Change param_code to have multiple-statement (rather than single-expression) format #1107

martinholmer · 2016-12-15T17:05:32Z

This is not so much a pull request as a continuation of the conversation that started with issue #429 and continued with merged pull request #1081 and WIP pull request #1103. This extended conversation concerns the technical possibility (and the various pros and cons) of adding logic that handles policy parameters that are expressed as code rather than as numbers.

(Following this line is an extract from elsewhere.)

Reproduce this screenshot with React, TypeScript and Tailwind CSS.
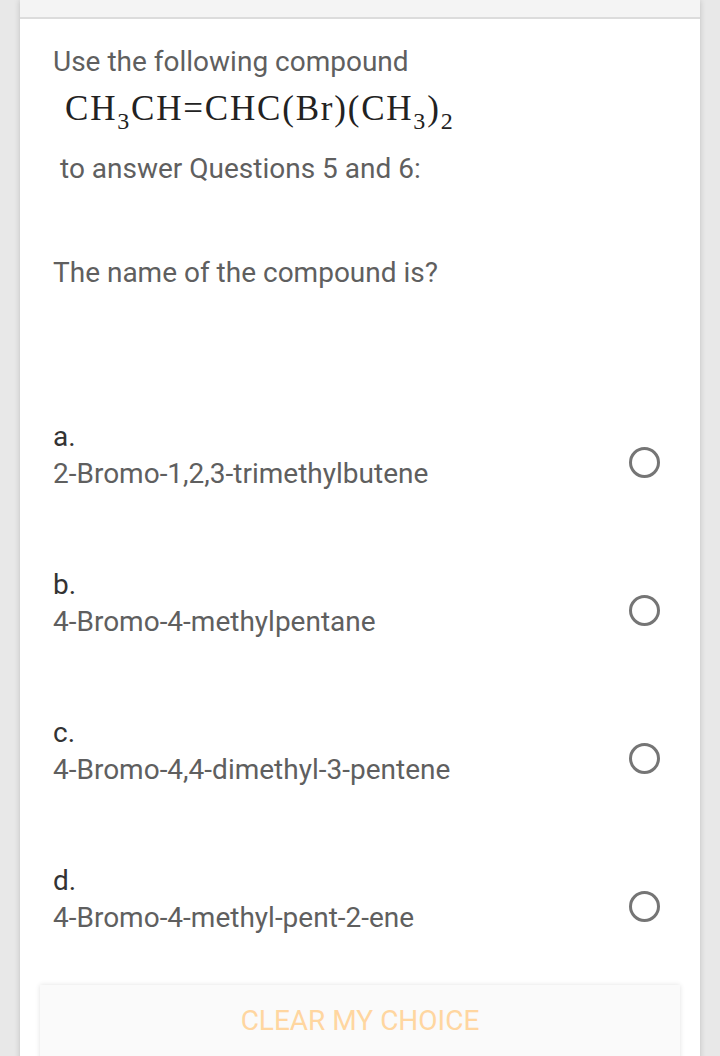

#1081 added the ability to handle very simple situations in which the code could be an single expression (that is, what is on the right-hand side of an assignment statement). This ability was added using the Python eval function and by eliminating the availability of __builtins__ and by rejecting code that contains high-security-risk strings (lambda and __, for example).

#1103 was more ambitious in that it tried to use the capabilities introduced in #1081 to compute with code a wide range of new refundable child tax credits. This more complex problem was not able to be handled with the single expression capability introduced in #1081.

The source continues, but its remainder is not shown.